Every night my husband and I practice a dance. It's not ballroom dance or anything so elegant as that. It's the dance of getting our children in bed and our nightly ritual started. It's the dance where we sway back and forth, one doing this task and the other the next. The dance where sometimes we both try to lead at the same time and someone gets their toes stepped on. It's a dance that we seem to get better at over the years although from day to day it seems we are just muddling through. We learn by repetition. Doing the same thing over and over every single night. Tucking our babies in safe and protected and loved seems to be a routine that teaches us as much as it means to them. 

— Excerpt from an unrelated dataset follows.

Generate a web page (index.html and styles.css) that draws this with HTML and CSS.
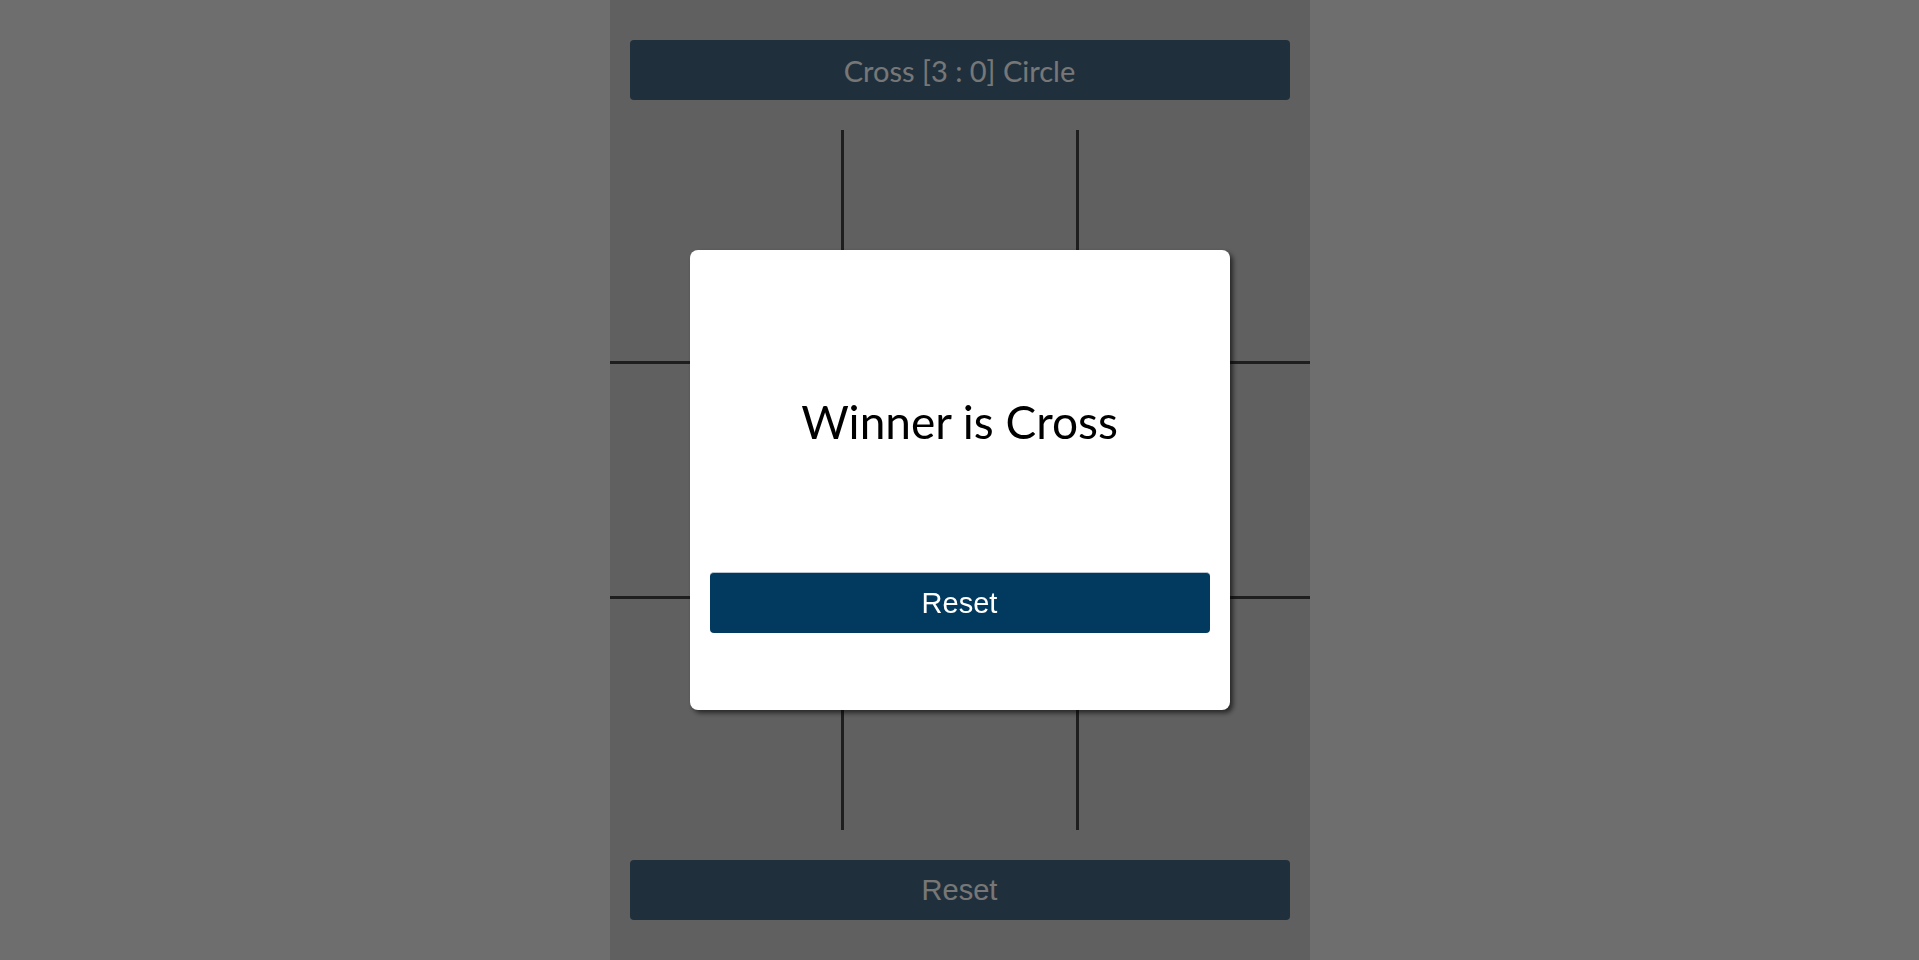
FILE: index.html
```html
<!DOCTYPE html>
<html lang="en">
<head>
<meta charset="utf-8">
<title>Tic Tac Toe</title>
<link rel="stylesheet" href="styles.css">
</head>
<body>
<main class="game">
  <header class="score">Cross [3 : 0] Circle</header>
  <section class="board">
    <div class="cell"></div><div class="cell"></div><div class="cell"></div>
    <div class="cell"></div><div class="cell"></div><div class="cell"></div>
    <div class="cell"></div><div class="cell"></div><div class="cell"></div>
  </section>
  <button class="reset-bar" type="button">Reset</button>
</main>
<div class="overlay">
  <div class="modal">
    <div class="message">Winner is Cross</div>
    <button class="modal-reset" type="button">Reset</button>
  </div>
</div>
</body>
</html>
```

FILE: styles.css
```css
html, body {
  margin: 0;
  padding: 0;
  height: 100%;
}

body {
  background: #dcdcdc;
  font-family: Lato, "Open Sans", sans-serif;
  overflow: hidden;
}

.game {
  width: 700px;
  height: 960px;
  margin: 0 auto;
  background: #c0c0c0;
  box-sizing: border-box;
  padding: 40px 20px;
  display: flex;
  flex-direction: column;
  gap: 30px;
}

.score {
  height: 60px;
  flex: none;
  background: #3e5e76;
  color: #efefef;
  border-radius: 4px;
  display: flex;
  align-items: center;
  justify-content: center;
  font-size: 29px;
}

.board {
  height: 700px;
  margin: 0 -20px;
  display: grid;
  grid-template-columns: 231px 232px 231px;
  grid-template-rows: 231px 232px 231px;
  gap: 3px;
  background: #3c3c3c;
  flex: none;
}

.cell {
  background: #c0c0c0;
}

.reset-bar {
  height: 60px;
  flex: none;
  border: none;
  background: #3e5e76;
  color: #efefef;
  border-radius: 4px;
  font-family: "Liberation Sans", Arial, sans-serif;
  font-size: 29px;
  padding: 0;
}

.overlay {
  position: fixed;
  inset: 0;
  background: rgba(0, 0, 0, 0.5);
  display: flex;
  align-items: center;
  justify-content: center;
}

.modal {
  width: 540px;
  height: 460px;
  box-sizing: border-box;
  background: #ffffff;
  border-radius: 8px;
  box-shadow: 3px 3px 5px rgba(0, 0, 0, 0.6);
  padding: 20px 20px 77px;
  display: flex;
  flex-direction: column;
}

.message {
  flex: 1;
  display: flex;
  align-items: center;
  justify-content: center;
  font-size: 46px;
  color: #000;
}

.modal-reset {
  height: 61px;
  flex: none;
  border: none;
  border-top: 1px solid #b8c4cf;
  background: #023a5f;
  color: #ffffff;
  border-radius: 4px;
  font-family: "Liberation Sans", Arial, sans-serif;
  font-size: 29px;
  padding: 0;
}
```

We're both tired by then. Me from working with them and the house and anything else all day and him from work and transitioning home. Children are amazingly exhausting. Some days bedtime can't come soon enough and other days we put it off drinking in the joy that small children can exhibit over the smallest thing. 

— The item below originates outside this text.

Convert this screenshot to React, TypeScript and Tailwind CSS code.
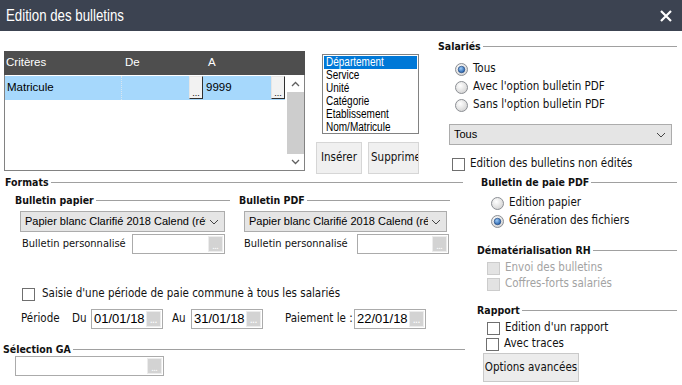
import React from "react";

const tah = "font-['DejaVu_Sans_Condensed','DejaVu_Sans',sans-serif] text-[11.5px] text-[#111]";
const tahSmall = "font-['DejaVu_Sans_Condensed','DejaVu_Sans',sans-serif] text-[11px] text-[#111]";
const tahBold = "font-['DejaVu_Sans_Condensed','DejaVu_Sans',sans-serif] text-[10.5px] font-bold text-[#111]";
const arial = "font-['Liberation_Sans',Arial,sans-serif]";

const GroupTitle = ({ label, className = "" }: any) => (
  <div className={`flex items-center h-[12px] ${className}`}>
    <span className={`${tahBold} leading-none whitespace-nowrap`}>{label}</span>
    <div className="flex-1 h-px bg-[#a0a0a0] ml-[2px]" />
  </div>
);

const Radio = ({ checked, label }: any) => (
  <div className="flex items-center h-[18px]">
    <svg width="13" height="13" viewBox="0 0 13 13">
      <defs>
        <radialGradient id="rOff" cx="40%" cy="35%" r="70%">
          <stop offset="0" stopColor="#ffffff" />
          <stop offset="1" stopColor="#d2d2d2" />
        </radialGradient>
        <radialGradient id="rDot" cx="40%" cy="35%" r="70%">
          <stop offset="0" stopColor="#9ccbf7" />
          <stop offset="1" stopColor="#1a55a3" />
        </radialGradient>
      </defs>
      <circle cx="6.5" cy="6.5" r="6" fill="url(#rOff)" stroke="#8c8f94" />
      {checked && <circle cx="6.5" cy="6.5" r="3.3" fill="url(#rDot)" stroke="#1d3f73" strokeWidth="0.6" />}
    </svg>
    <span className={`${tah} ml-[5px] leading-none`}>{label}</span>
  </div>
);

const Check = ({ label, disabled, gap = "ml-[5px]", className = "" }: any) => (
  <div className={`flex items-center h-[16px] ${className}`}>
    <div
      className={`w-[13px] h-[13px] border ${
        disabled ? "bg-[#e3e3e3] border-[#cccccc]" : "bg-white border-[#6f6f6f]"
      }`}
    />
    <span className={`${tah} ${gap} leading-none whitespace-nowrap ${disabled ? "text-[#a3a3a3]" : ""}`}>{label}</span>
  </div>
);

const Dots = () => (
  <div className="w-[15px] h-full bg-[#d3d3d3] border border-[#ececec] flex items-end justify-center">
    <span className="text-[7px] leading-[9px] text-white font-bold">...</span>
  </div>
);

const BrowseInput = ({ w, value = "", big }: any) => (
  <div className={`${w} h-[20px] border border-[#ababab] bg-white flex items-stretch shrink-0`}>
    <span className={`${arial} ${big ? "text-[13px]" : "text-[12px]"} flex-1 pl-[2px] leading-[17px] text-black whitespace-nowrap overflow-hidden`}>
      {value}
    </span>
    <div className="p-px">
      <Dots />
    </div>
  </div>
);

const Select = ({ w, value }: any) => (
  <div className={`${w} h-[21px] bg-[#e5e5e5] border border-[#acacac] flex items-center`}>
    <span className={`${arial} text-[11px] text-black pl-[4px] flex-1 whitespace-nowrap overflow-hidden`}>{value}</span>
    <svg width="18" height="10" viewBox="0 0 18 10" className="shrink-0">
      <polyline points="4,3 8,7 12,3" fill="none" stroke="#444" strokeWidth="1" />
    </svg>
  </div>
);

const GridBtn = () => (
  <div className="w-[14px] h-[23px] bg-[#f2f2f2] border-l border-t border-[#e6e6e6] border-r border-b border-r-[#303030] border-b-[#303030] flex items-end justify-center">
    <span className="text-[9px] leading-[10px] text-black">...</span>
  </div>
);

const CriteriaGrid = () => (
  <div className="w-[301px] h-[120px] mt-[20px] ml-[4px] border border-[#828282] border-t-0 flex flex-col">
    <div className={`h-[24px] bg-[#4e4e4e] flex items-center text-white text-[11.5px] ${arial} -mx-px`}>
      <span className="w-[118px] pl-[2px]">Critères</span>
      <span className="w-[82px] pl-[3px]">De</span>
      <span className="pl-[4px]">A</span>
    </div>
    <div className="flex flex-1 mt-px">
      <div className="flex-1">
        <div className={`h-[24px] bg-[#a6d8fc] flex ${arial} text-[11.5px] text-black`}>
          <span className="w-[117px] pl-[2px] pt-[3px] border-r border-dotted border-[#d8e6f0]">Matricule</span>
          <div className="w-[81px] flex justify-end items-start">
            <GridBtn />
          </div>
          <div className="flex-1 flex justify-between items-start">
            <span className="pl-[3px] pt-[3px]">9999</span>
            <GridBtn />
          </div>
        </div>
      </div>
      <div className="w-[17px] ml-[2px] flex flex-col">
        <div className="h-[16px] flex items-center justify-center">
          <svg width="9" height="6" viewBox="0 0 9 6">
            <polyline points="1,5 4.5,1.5 8,5" fill="none" stroke="#606060" strokeWidth="1.3" />
          </svg>
        </div>
        <div className="flex-1 bg-[#cdcdcd]" />
        <div className="h-[16px] flex items-center justify-center">
          <svg width="9" height="6" viewBox="0 0 9 6">
            <polyline points="1,1 4.5,4.5 8,1" fill="none" stroke="#606060" strokeWidth="1.3" />
          </svg>
        </div>
      </div>
    </div>
  </div>
);

const criteres = ["Département", "Service", "Unité", "Catégorie", "Etablissement", "Nom/Matricule"];

const CriteriaList = () => (
  <div className="ml-[11px] mt-[23px] w-[103px]">
    <div className="ml-[6px] w-[97px] h-[80px] border border-[#828282] bg-white p-px">
      {criteres.map((c, i) => (
        <div
          key={c}
          className={`${arial} text-[12.5px] h-[13px] leading-[13px] pl-[2px] overflow-hidden whitespace-nowrap ${
            i === 0 ? "bg-[#0078d7] text-white" : "text-black"
          }`}
        >
          <span className="inline-block origin-left scale-x-[0.8]">{c}</span>
        </div>
      ))}
    </div>
    <div className="flex gap-[6px] mt-[8px]">
      <button className={`${tah} w-[46px] h-[32px] bg-[#f0f0f0] border border-[#d6d6d6] text-[#1b1b3a]`}>
        Insérer
      </button>
      <button
        className={`${tah} w-[51px] h-[32px] bg-[#f0f0f0] border border-[#d6d6d6] text-[#1b1b3a] text-left pl-[2px] whitespace-nowrap overflow-hidden`}
      >
        Supprimer
      </button>
    </div>
  </div>
);

const Salaries = () => (
  <div className="ml-[19px] mt-[9px] w-[239px]">
    <GroupTitle label="Salariés" />
    <div className="ml-[17px] mt-[8px]">
      <Radio checked label="Tous" />
      <Radio label="Avec l'option bulletin PDF" />
      <Radio label="Sans l'option bulletin PDF" />
    </div>
    <div className="ml-[11px] mt-[10px]">
      <Select w="w-[223px]" value="Tous" />
    </div>
    <Check className="ml-[14px] mt-[11px]" label="Edition des bulletins non édités" />
  </div>
);

const Formats = () => (
  <div className="w-[465px] shrink-0">
    <GroupTitle label="Formats" className="ml-[5px] mt-[2px] mr-[2px]" />
    <div className="flex mt-[6px]">
      <div className="ml-[15px] w-[215px]">
        <GroupTitle label="Bulletin papier" />
        <div className="ml-[5px] mt-[5px]">
          <Select w="w-[205px]" value="Papier blanc Clarifié 2018 Calend (réf 9" />
          <div className="flex items-center mt-[2px] ml-[2px]">
            <span className={`${tahSmall} w-[110px] whitespace-nowrap`}>Bulletin personnalisé</span>
            <BrowseInput w="w-[93px]" />
          </div>
        </div>
      </div>
      <div className="ml-[9px] w-[211px]">
        <GroupTitle label="Bulletin PDF" />
        <div className="ml-[5px] mt-[5px]">
          <Select w="w-[203px]" value="Papier blanc Clarifié 2018 Calend (réf 9" />
          <div className="flex items-center mt-[2px]">
            <span className={`${tahSmall} w-[113px] whitespace-nowrap`}>Bulletin personnalisé</span>
            <BrowseInput w="w-[92px]" />
          </div>
        </div>
      </div>
    </div>
    <Check className="ml-[22px] mt-[32px]" gap="ml-[7px]" label="Saisie d'une période de paie commune à tous les salariés" />
    <div className={`${tah} flex items-center mt-[7px] ml-[21px]`}>
      <span className="w-[51px]">Période</span>
      <span className="w-[19px]">Du</span>
      <BrowseInput w="w-[72px]" value="01/01/18" big />
      <span className="ml-[9px] w-[19px]">Au</span>
      <BrowseInput w="w-[72px]" value="31/01/18" big />
      <span className="ml-[22px] w-[69px] whitespace-nowrap">Paiement le :</span>
      <BrowseInput w="w-[72px]" value="22/01/18" big />
    </div>
    <GroupTitle label="Sélection GA" className="ml-[3px] mt-[14px]" />
    <div className="ml-[15px] mt-px">
      <BrowseInput w="w-[149px]" />
    </div>
  </div>
);

const RightPanel = () => (
  <div className="ml-[12px] w-[200px]">
    <GroupTitle label="Bulletin de paie PDF" className="ml-[4px] mt-[2px]" />
    <div className="ml-[14px] mt-[6px]">
      <Radio label="Edition papier" />
      <Radio checked label="Génération des fichiers" />
    </div>
    <GroupTitle label="Dématérialisation RH" className="mt-[14px]" />
    <div className="ml-[10px] mt-[4px]">
      <Check disabled label="Envoi des bulletins" />
      <Check disabled label="Coffres-forts salariés" />
    </div>
    <GroupTitle label="Rapport" className="mt-[12px]" />
    <div className="ml-[10px] mt-[4px]">
      <Check label="Edition d'un rapport" />
      <Check label="Avec traces" className="-ml-px" />
    </div>
    <button className={`${tah} ml-[6px] mt-px w-[96px] h-[29px] bg-[#ececec] border border-[#c9c9c9]`}>
      Options avancées
    </button>
  </div>
);

export default function App() {
  return (
    <div className="w-[682px] h-[385px] bg-white overflow-hidden flex flex-col">
      <div className="h-[31px] bg-[#3c4351] flex items-center justify-between px-[6px] shrink-0">
        <span className={`${arial} text-[17px] text-white inline-block origin-left scale-x-[0.78] whitespace-nowrap`}>
          Edition des bulletins
        </span>
        <svg width="12" height="12" viewBox="0 0 12 12" className="mr-[4px]">
          <path d="M1 1 L11 11 M11 1 L1 11" stroke="#ffffff" strokeWidth="2.2" />
        </svg>
      </div>
      <div className="flex h-[143px] shrink-0">
        <CriteriaGrid />
        <CriteriaList />
        <Salaries />
      </div>
      <div className="flex">
        <Formats />
        <RightPanel />
      </div>
    </div>
  );
}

The best part of the dance comes when we hit our groove. When we each give all instead of holding back because we're tired and we've done it before a million times. The best part is when we both help the other person even if it's the things we prefer not to do. We dance this beautiful routine that others might never notice, not to impress but to serve. The dance of sacrifice, of dying to self. The dance that does all the work some nights because he's still at work or I'm sick. The dance that reminds the partner at home that someone is missing. It's a repeat of all that marriage means in just a brief half hour. 

It's the repeat: the daily done over and over in small ways, in consecrated ways. It's the touch of the hand to the back when you squeeze by each other in the bathroom. It's the question of what they've read that day that they want to discuss and then the eye roll because no one can actually hear over the water and the play and the childish conversations carried on at full volume. It's the promise of being alone in just a few minutes in peace and quiet. It's the prayer for patience for yourself and the other for the time needed to put them in bed. 

Jesus is in this dance, this daily melding of a marriage. It takes more than our hearts contain to learn these steps. This making of two souls into one seems best formed when doing the repeated work. Dates and trips and getaways are nice but they can't sustain the weight of life. Only the giving of self to another in the moments of work and frustration can do that. The moments of not repeating the petty annoyances because it will only burden the other person. The moments of seeing the need and filling it even though you would rather be served. 

That dance builds a marriage, little by little, every day.  We get to practice it every night.